Wir brauchen neue Vorbilder, damit Kinder nicht länger Grund für einen Karriereknick sind

Eigentlich ist alles bestens. Frauen wollen mehr arbeiten, Männer wollen kürzertreten, so konnte man es erst kürzlich als Ergebnis mehrerer Studien lesen. Passt also prima. Oder?

Nö. Der Karriereknick kommt für Frauen mit dem Kind, meldete gestern die Arbeitsagentur Hamburg. Das wussten wir schon. Ja, hat sich denn so gar nichts Entscheidendes getan?!

Zum Aufwärmen ein Gedankenspiel: Es gibt Mütter, die arbeiten. Und es gibt Väter, die arbeiten. Der Unterschied: Bei den arbeitenden Müttern wissen die Kollegen, dass es Mütter sind (stimmt’s?). Bei den meisten arbeitenden Männern wissen sie es nicht – oder es spielt jedenfalls keine nennenswerte Rolle. Weil Frauen zu Hause bleiben, wenn die Kinder krank sind? Weil sie in Teilzeit arbeiten? Weil Männer sich nicht über Meetings nach 18 Uhr beschweren, jedenfalls nicht mit dem Argument: Dann kann ich nicht mehr „Mama Muh lernt schwimmen“ vorlesen? Weil die Kollegin mit den Kindern gebeten wird, den Kommentar zur Familienpolitik zu schreiben und nicht der Kollege, der ebenfalls Sohn und Tochter zu Hause hat? Zum Beispiel deshalb.

Dabei hat sich viel verändert. Für ihr Elterngeld wird die ehemalige Familienministerin Ursula von der Leyen (CDU) auf Spielplätzen und in Büros gelobt. Zu Recht: Das Elterngeld sorgt nicht nur dafür, dass sich Familien ein gutes Jahr lang um ihren Nachwuchs kümmern können, ohne in existenzielle finanzielle Bedrängnis zu geraten. Es hat vor allem dafür gesorgt, dass es heute nahezu selbstverständlich ist, dass Väter einen Teil der Elternzeit nehmen. In der Regel: die zwei Mindestmonate. Für die immerhin lässt es sich auch vor (männlichen) Kollegen und (sowieso meist männlichen) Vorgesetzten einfach argumentieren: Wer sie nicht nimmt, verschenkt Geld. Diese Logik begreifen auch Karrieremänner.

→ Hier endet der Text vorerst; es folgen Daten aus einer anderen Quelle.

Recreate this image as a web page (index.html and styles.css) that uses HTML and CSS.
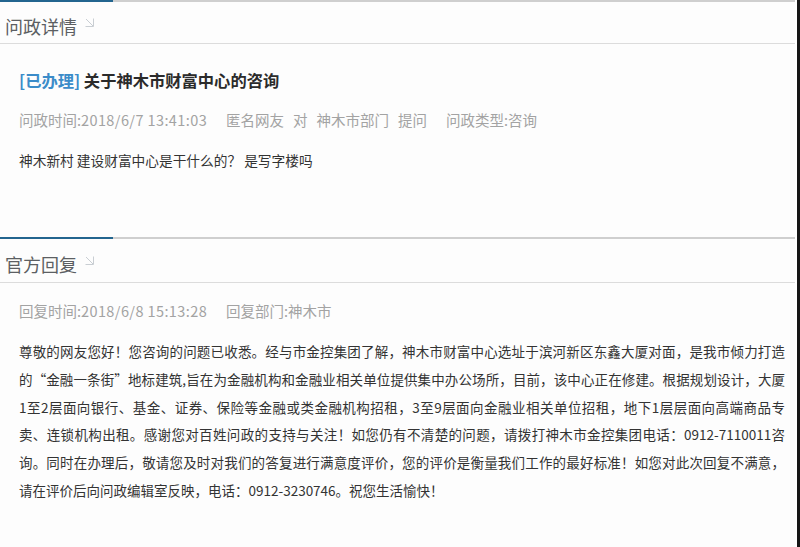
FILE: index.html
```html
<!DOCTYPE html>
<html lang="zh-CN">
<head>
<meta charset="utf-8">
<title>问政详情</title>
<link rel="stylesheet" href="styles.css">
</head>
<body>
<div class="page">
  <section class="sec">
    <div class="topline"><div class="accent"></div><div class="rest"></div></div>
    <div class="head head-1">
      <span class="head-title">问政详情</span>
      <svg class="corner" width="9" height="9" viewBox="0 0 9 9"><path d="M8.5 0.5V8.5H0.5M1 1L8 8" fill="none" stroke="#c9ced3" stroke-width="1"/></svg>
    </div>
    <div class="detail">
      <div class="q-title"><span class="status">[已办理]</span> 关于神木市财富中心的咨询</div>
      <div class="meta">
        <span>问政时间:<span class="num">2018/6/7 13:41:03</span></span>
        <span class="wide">匿名网友</span>
        <span class="narrow">对</span>
        <span class="narrow">神木市部门</span>
        <span class="narrow">提问</span>
        <span class="wide">问政类型:咨询</span>
      </div>
      <div class="q-body">神木新村 建设财富中心是干什么的？ 是写字楼吗</div>
    </div>
  </section>
  <section class="sec">
    <div class="topline"><div class="accent"></div><div class="rest"></div></div>
    <div class="head head-2">
      <span class="head-title">官方回复</span>
      <svg class="corner" width="9" height="9" viewBox="0 0 9 9"><path d="M8.5 0.5V8.5H0.5M1 1L8 8" fill="none" stroke="#c9ced3" stroke-width="1"/></svg>
    </div>
    <div class="reply">
      <div class="meta">
        <span>回复时间:<span class="num">2018/6/8 15:13:28</span></span>
        <span class="wide">回复部门:神木市</span>
      </div>
      <div class="answer">
        <span class="ln">尊敬的网友您好！您咨询的问题已收悉。经与市金控集团了解，神木市财富中心选址于滨河新区东鑫大厦对面，是我市倾力打造</span>
        <span class="ln">的<span class="fw">“</span>金融一条街<span class="fw">”</span>地标建筑,旨在为金融机构和金融业相关单位提供集中办公场所，目前，该中心正在修建。根据规划设计，大厦</span>
        <span class="ln">1至2层面向银行、基金、证券、保险等金融或类金融机构招租，3至9层面向金融业相关单位招租，地下1层层面向高端商品专</span>
        <span class="ln">卖、连锁机构出租。感谢您对百姓问政的支持与关注！如您仍有不清楚的问题，请拨打神木市金控集团电话：0912-7110011咨</span>
        <span class="ln">询。同时在办理后，敬请您及时对我们的答复进行满意度评价，您的评价是衡量我们工作的最好标准！如您对此次回复不满意，</span>
        <span class="ln last">请在评价后向问政编辑室反映，电话：0912-3230746。祝您生活愉快！</span>
      </div>
    </div>
  </section>
</div>
<div class="edge"></div>
</body>
</html>
```
FILE: styles.css
```css
html, body {
  margin: 0;
  padding: 0;
  background: #fff;
}
body {
  display: flex;
  min-height: 547px;
  font-family: "Noto Sans CJK SC", "Liberation Sans", sans-serif;
  color: #333;
}
.page {
  width: 795px;
  background: #fdfdfd;
}
.edge {
  width: 3px;
  margin-left: 2px;
  background: #161616;
}
.topline {
  display: flex;
  height: 2px;
}
.accent {
  width: 113px;
  background: #23658f;
}
.rest {
  flex: 1;
  background: #cfcfcf;
}
.head {
  display: flex;
  align-items: center;
  gap: 8px;
  padding-left: 5px;
  border-bottom: 1px solid #dcdcdc;
  box-sizing: border-box;
}
.head-1 {
  padding-top: 6px;
  height: 42px;
}
.head-2 {
  padding-top: 6px;
  height: 44px;
}
.head-title {
  font-size: 18px;
  color: #5c5f63;
  line-height: 24px;
}
.corner {
  margin-top: -6px;
}
.detail {
  padding: 24px 10px 65px 19px;
}
.q-title {
  font-size: 16.3px;
  font-weight: bold;
  line-height: 24px;
  color: #2b2b2b;
}
.status {
  color: #3b8cc9;
}
.meta {
  display: flex;
  font-size: 14.5px;
  line-height: 24px;
  color: #a3a3a3;
  white-space: pre;
}
.num {
  letter-spacing: 0.4px;
}
.detail .meta {
  margin-top: 16px;
}
.wide {
  margin-left: 19px;
}
.narrow {
  margin-left: 9px;
}
.q-body {
  margin-top: 16px;
  font-size: 13.7px;
  line-height: 24px;
  color: #333;
  white-space: pre;
}
.reply {
  padding: 16px 10px 0 19px;
}
.answer {
  margin-top: 15px;
  font-size: 13.5px;
  line-height: 27.8px;
  color: #333;
}
.ln {
  display: block;
  text-align: justify;
  text-align-last: justify;
  white-space: nowrap;
}
.ln.last {
  text-align-last: left;
}
.fw {
  font-feature-settings: "fwid";
}
```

Dass die meisten Männer, die sich diese Zeit mit ihren Kindern „gegönnt“ haben, es anschließend als unzureichend empfinden, nur zum Gutenachtkuss nach Hause zu eilen und ansonsten – wie schon ihre Väter – Qualitätszeit höchstens am Wochenende zu erleben, gehört auf die Habenseite der Geschichte. Denn das Elterngeld hat ein gesellschaftliches Bewusstsein offengelegt, gestützt und rasant beschleunigt, in dem letztlich die Lösung schlummert: Kinder haben nicht nur Mütter. Sie haben Eltern. Und die ganze Familie (nicht zuletzt der Vater selbst) profitiert, wenn die Papas eine präsentere Rolle spielen. Viele Männer merken erst durch die Elternzeit verblüfft, wie erfüllend so ein Familienleben sein kann.

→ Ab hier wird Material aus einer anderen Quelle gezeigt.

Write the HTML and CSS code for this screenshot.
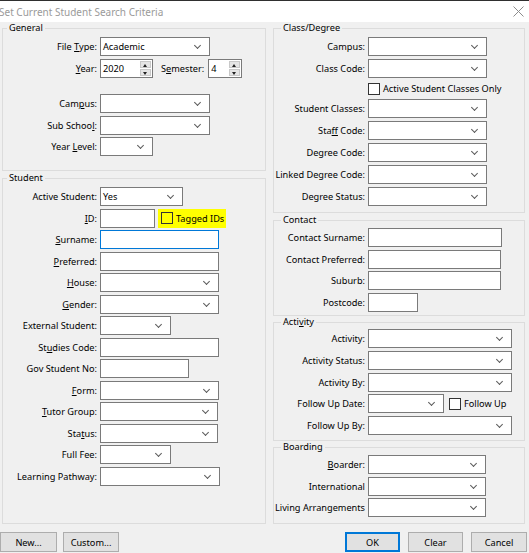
FILE: index.html
```html
<!DOCTYPE html>
<html lang="en">
<head>
    <meta charset="UTF-8">
    <title>Set Current Student Search Criteria</title>
    <link rel="stylesheet" href="styles.css">
</head>
<body>
    <div class="titlebar">
        <span class="title">Set Current Student Search Criteria</span>
        <svg class="close" width="11" height="11" viewBox="0 0 11 11">
            <path d="M0.5 0.5 L10.5 10.5 M10.5 0.5 L0.5 10.5" stroke="#8c8c8c" stroke-width="1" fill="none"/>
        </svg>
    </div>

    <div class="main">
        <div class="col col-left">
            <fieldset class="group general">
                <legend>General</legend>
                <div class="rows">
                    <div class="row">
                        <label class="lbl"><span>File <u>T</u>ype:</span></label>
                        <div class="combo w110">Academic</div>
                    </div>
                    <div class="row">
                        <label class="lbl"><span><u>Y</u>ear:</span></label>
                        <div class="spin w53">
                            <span class="val">2020</span>
                            <span class="arrows"><span class="up"></span><span class="down"></span></span>
                        </div>
                        <label class="sem-lbl">S<u>e</u>mester:</label>
                        <div class="spin w34">
                            <span class="val">4</span>
                            <span class="arrows"><span class="up"></span><span class="down"></span></span>
                        </div>
                    </div>
                    <div class="spacer"></div>
                    <div class="row">
                        <label class="lbl"><span>Cam<u>p</u>us:</span></label>
                        <div class="combo w110"></div>
                    </div>
                    <div class="row">
                        <label class="lbl"><span>Sub Schoo<u>l</u>:</span></label>
                        <div class="combo w110"></div>
                    </div>
                    <div class="row">
                        <label class="lbl"><span>Year <u>L</u>evel:</span></label>
                        <div class="combo w53"></div>
                    </div>
                </div>
            </fieldset>

            <fieldset class="group student">
                <legend>Student</legend>
                <div class="rows">
                    <div class="row">
                        <label class="lbl"><span>Active Student:</span></label>
                        <div class="combo w83">Yes</div>
                    </div>
                    <div class="row">
                        <label class="lbl"><span><u>I</u>D:</span></label>
                        <div class="input w55"></div>
                        <div class="tagged"><span class="chk"></span>Tagged IDs</div>
                    </div>
                    <div class="row">
                        <label class="lbl"><span><u>S</u>urname:</span></label>
                        <div class="input w119 focused"></div>
                    </div>
                    <div class="row">
                        <label class="lbl"><span><u>P</u>referred:</span></label>
                        <div class="input w119"></div>
                    </div>
                    <div class="row">
                        <label class="lbl"><span><u>H</u>ouse:</span></label>
                        <div class="combo w119"></div>
                    </div>
                    <div class="row">
                        <label class="lbl"><span><u>G</u>ender:</span></label>
                        <div class="combo w119"></div>
                    </div>
                    <div class="row">
                        <label class="lbl"><span>External Student:</span></label>
                        <div class="combo w71"></div>
                    </div>
                    <div class="row">
                        <label class="lbl"><span>St<u>u</u>dies Code:</span></label>
                        <div class="input w119"></div>
                    </div>
                    <div class="row">
                        <label class="lbl"><span>Gov Student No:</span></label>
                        <div class="input w89"></div>
                    </div>
                    <div class="row">
                        <label class="lbl"><span><u>F</u>orm:</span></label>
                        <div class="combo w119"></div>
                    </div>
                    <div class="row">
                        <label class="lbl"><span><u>T</u>utor Group:</span></label>
                        <div class="combo w118"></div>
                    </div>
                    <div class="row">
                        <label class="lbl"><span>Sta<u>t</u>us:</span></label>
                        <div class="combo w118"></div>
                    </div>
                    <div class="row">
                        <label class="lbl"><span>Full Fee:</span></label>
                        <div class="combo w71"></div>
                    </div>
                    <div class="row">
                        <label class="lbl"><span>Learning Pathway:</span></label>
                        <div class="combo w120"></div>
                    </div>
                </div>
            </fieldset>
        </div>

        <div class="col col-right">
            <fieldset class="group classdeg">
                <legend>Class/Degree</legend>
                <div class="rows">
                    <div class="row">
                        <label class="lbl"><span>Campus:</span></label>
                        <div class="combo w119"></div>
                    </div>
                    <div class="row">
                        <label class="lbl"><span>Class Code:</span></label>
                        <div class="combo w119"></div>
                    </div>
                    <div class="row short">
                        <span class="lbl"></span>
                        <span class="chk"></span>
                        <span class="chk-text">Active Student Classes Only</span>
                    </div>
                    <div class="row">
                        <label class="lbl"><span>Student Classes:</span></label>
                        <div class="combo w119"></div>
                    </div>
                    <div class="row">
                        <label class="lbl"><span>Sta<u>f</u>f Code:</span></label>
                        <div class="combo w119"></div>
                    </div>
                    <div class="row">
                        <label class="lbl"><span>Degree Code:</span></label>
                        <div class="combo w119"></div>
                    </div>
                    <div class="row">
                        <label class="lbl"><span>Linked Degree Code:</span></label>
                        <div class="combo w119"></div>
                    </div>
                    <div class="row">
                        <label class="lbl"><span>Degree Status:</span></label>
                        <div class="combo w119"></div>
                    </div>
                </div>
            </fieldset>

            <fieldset class="group contact">
                <legend>Contact</legend>
                <div class="rows">
                    <div class="row">
                        <label class="lbl"><span>Contact Surname:</span></label>
                        <div class="input w134"></div>
                    </div>
                    <div class="row">
                        <label class="lbl"><span>Contact Preferred:</span></label>
                        <div class="input w133"></div>
                    </div>
                    <div class="row">
                        <label class="lbl"><span>Suburb:</span></label>
                        <div class="input w133"></div>
                    </div>
                    <div class="row">
                        <label class="lbl"><span>Postcode:</span></label>
                        <div class="input w50"></div>
                    </div>
                </div>
            </fieldset>

            <fieldset class="group activity">
                <legend>Acti<u>v</u>ity</legend>
                <div class="rows">
                    <div class="row">
                        <label class="lbl"><span>Activity:</span></label>
                        <div class="combo w144"></div>
                    </div>
                    <div class="row">
                        <label class="lbl"><span>Activity Status:</span></label>
                        <div class="combo w144"></div>
                    </div>
                    <div class="row">
                        <label class="lbl"><span>Activity By:</span></label>
                        <div class="combo w144"></div>
                    </div>
                    <div class="row">
                        <label class="lbl"><span>Follow Up Date:</span></label>
                        <div class="combo w76"></div>
                        <span class="chk follow"></span>
                        <span class="chk-text">Follow Up</span>
                    </div>
                    <div class="row">
                        <label class="lbl"><span>Follow Up By:</span></label>
                        <div class="combo w144"></div>
                    </div>
                </div>
            </fieldset>

            <fieldset class="group boarding">
                <legend>Boarding</legend>
                <div class="rows">
                    <div class="row">
                        <label class="lbl"><span><u>B</u>oarder:</span></label>
                        <div class="combo w118"></div>
                    </div>
                    <div class="row">
                        <label class="lbl"><span>International</span></label>
                        <div class="combo w118"></div>
                    </div>
                    <div class="row">
                        <label class="lbl"><span>Living Arrangements</span></label>
                        <div class="combo w118"></div>
                    </div>
                </div>
            </fieldset>
        </div>
    </div>

    <div class="buttons">
        <div class="btn-group">
            <button class="btn w57">New...</button>
            <button class="btn w56">Custom...</button>
        </div>
        <div class="btn-group right">
            <button class="btn w55 default">OK</button>
            <button class="btn w55">Clear</button>
            <button class="btn w56">Cancel</button>
        </div>
    </div>
</body>
</html>
```

FILE: styles.css
```css
html, body {
    margin: 0;
    padding: 0;
    background-color: #f0f0f0;
    font-family: "Noto Sans", "Open Sans", sans-serif;
    font-size: 9.2px;
    color: #000;
}

body {
    width: 529px;
    height: 553px;
    overflow: hidden;
}

u {
    text-decoration-thickness: 1px;
    text-underline-offset: 1px;
}

/* title bar */
.titlebar {
    height: 21px;
    border-top: 1px solid #2f2f2f;
    background-color: #fff;
    display: flex;
    align-items: center;
    justify-content: space-between;
}

.title {
    color: #9a9a9a;
    font-size: 10px;
    margin-left: -1px;
}

.close {
    margin-right: 5px;
}

/* main columns */
.main {
    display: flex;
    gap: 7px;
    padding-left: 2px;
}

.col {
    display: flex;
    flex-direction: column;
}

.col-left {
    width: 264px;
}

.col-right {
    width: 252px;
}

.group {
    margin: 0;
    padding: 3px 0 6px;
    border: 1px solid #dcdcdc;
    min-width: 0;
}

.group legend {
    padding: 0 2px;
    margin-left: 4px;
    line-height: 12px;
}

.col-right .group legend {
    margin-left: 7px;
}

.general {
    padding-bottom: 14px;
}

.student {
    margin-top: 1px;
    flex: 1;
}

.classdeg {
    padding-bottom: 6px;
}

.contact {
    margin-top: 1px;
    padding-top: 2px;
    padding-bottom: 3.5px;
}

.activity {
    padding-top: 1px;
    padding-bottom: 5px;
}

.boarding {
    padding-top: 2px;
    padding-bottom: 6px;
}

.rows {
    display: flex;
    flex-direction: column;
    gap: 2.5px;
}

.classdeg .rows {
    gap: 3px;
}

.activity .rows {
    gap: 2.75px;
}

.row {
    display: flex;
    align-items: center;
    height: 19px;
}

.row.short {
    height: 15px;
}

.spacer {
    height: 11.5px;
}

.lbl {
    width: 94px;
    margin-right: 3px;
    flex: none;
    display: flex;
    justify-content: flex-end;
    white-space: nowrap;
}

.col-right .lbl {
    width: 91px;
}

/* fields */
.combo, .input, .spin {
    height: 19px;
    box-sizing: border-box;
    border: 1px solid #7a7a7a;
    background-color: #fff;
    flex: none;
}

.combo {
    position: relative;
    display: flex;
    align-items: center;
    padding-left: 2px;
}

.combo::after {
    content: "";
    position: absolute;
    right: 9px;
    top: 5px;
    width: 4px;
    height: 4px;
    border-right: 1px solid #5a5a5a;
    border-bottom: 1px solid #5a5a5a;
    transform: rotate(45deg);
}

.input.focused {
    border-color: #0078d7;
}

.spin {
    display: flex;
}

.spin .val {
    flex: 1;
    padding-left: 2px;
    line-height: 17px;
}

.spin .arrows {
    width: 13px;
    display: flex;
    flex-direction: column;
    gap: 1px;
    padding: 1px;
    box-sizing: border-box;
}

.spin .up, .spin .down {
    flex: 1;
    background-color: #e5e5e5;
    border: 1px solid #c8c8c8;
    position: relative;
}

.spin .up::after, .spin .down::after {
    content: "";
    position: absolute;
    left: 2px;
    border-left: 2.5px solid transparent;
    border-right: 2.5px solid transparent;
}

.spin .up::after {
    top: 2px;
    border-bottom: 3px solid #222;
}

.spin .down::after {
    top: 2px;
    border-top: 3px solid #222;
}

.sem-lbl {
    margin-left: 8px;
    margin-right: 4px;
}

.chk {
    width: 12px;
    height: 12px;
    box-sizing: border-box;
    border: 1px solid #333;
    background-color: #fff;
    flex: none;
}

.chk-text {
    margin-left: 3px;
    white-space: nowrap;
}

.chk.follow {
    margin-left: 5px;
}

.tagged {
    display: flex;
    align-items: center;
    gap: 3px;
    height: 19px;
    margin-left: 3px;
    padding: 0 2px 0 3px;
    background-color: #ffff00;
}

.tagged .chk {
    background-color: transparent;
}

/* widths */
.w34 { width: 34px; }
.w50 { width: 50px; }
.w53 { width: 53px; }
.w55 { width: 55px; }
.w56 { width: 56px; }
.w57 { width: 57px; }
.w71 { width: 71px; }
.w76 { width: 76px; }
.w83 { width: 83px; }
.w89 { width: 89px; }
.w110 { width: 110px; }
.w118 { width: 118px; }
.w119 { width: 119px; }
.w120 { width: 120px; }
.w133 { width: 133px; }
.w134 { width: 134px; }
.w144 { width: 144px; }

/* buttons */
.buttons {
    display: flex;
    justify-content: space-between;
    margin-top: 8px;
    padding-right: 2px;
}

.btn-group {
    display: flex;
    gap: 6px;
}

.btn-group.right {
    gap: 8px;
}

.btn {
    height: 20px;
    box-sizing: border-box;
    border: 1px solid #adadad;
    background-color: #e1e1e1;
    font-family: inherit;
    font-size: 9.2px;
    color: #000;
    padding: 0;
}

.btn.default {
    border: 2px solid #0078d7;
}
```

Frauen müssen sich also häufiger trauen, im Job Verantwortung zu übernehmen – vielleicht müssen sie nachdrücklicher geschubst werden, ganz sicher müssen sie es mehr einfordern. Es braucht dafür mehr Rollenvorbilder, mehr Bewusstsein, was familienkompatibles Arbeiten wirklich bedeutet, aber auch mehr Flexibilität und Selbstbewusstsein in der Gestaltung.

Warum teilen sich hierzulande Führungskräfte keine Stellen? Können sich Skandinavier grundsätzlich besser absprechen als Deutsche? Warum scheuen sich junge Männer bei jungen Chefs, die bisweilen selbst Väter sind, mehr als die akzeptierten zwei Monate Elternzeit einzufordern? Wegen des Karriereknicks. Der aber tritt nicht ein, wenn man(n) nicht mehr der Einzige ist. Entscheidend ist die kritische Masse. Nicht die Ausnahme zu sein und Vorbilder zu haben, erleichtert es allen Seiten.

Noch ein Gedankenspiel: Je mehr Männer auf Spielplätzen Schnoddernasen putzen, desto selbstverständlicher wird es – für den Einzelnen an der Schnoddernase, aber auch für den Rest im Büro, das der Kollege deshalb nämlich schon um 14 Uhr verlassen muss. Während seine Frau noch ein Meeting hat, in dem sie nicht die einzige Mutter in der Runde ist.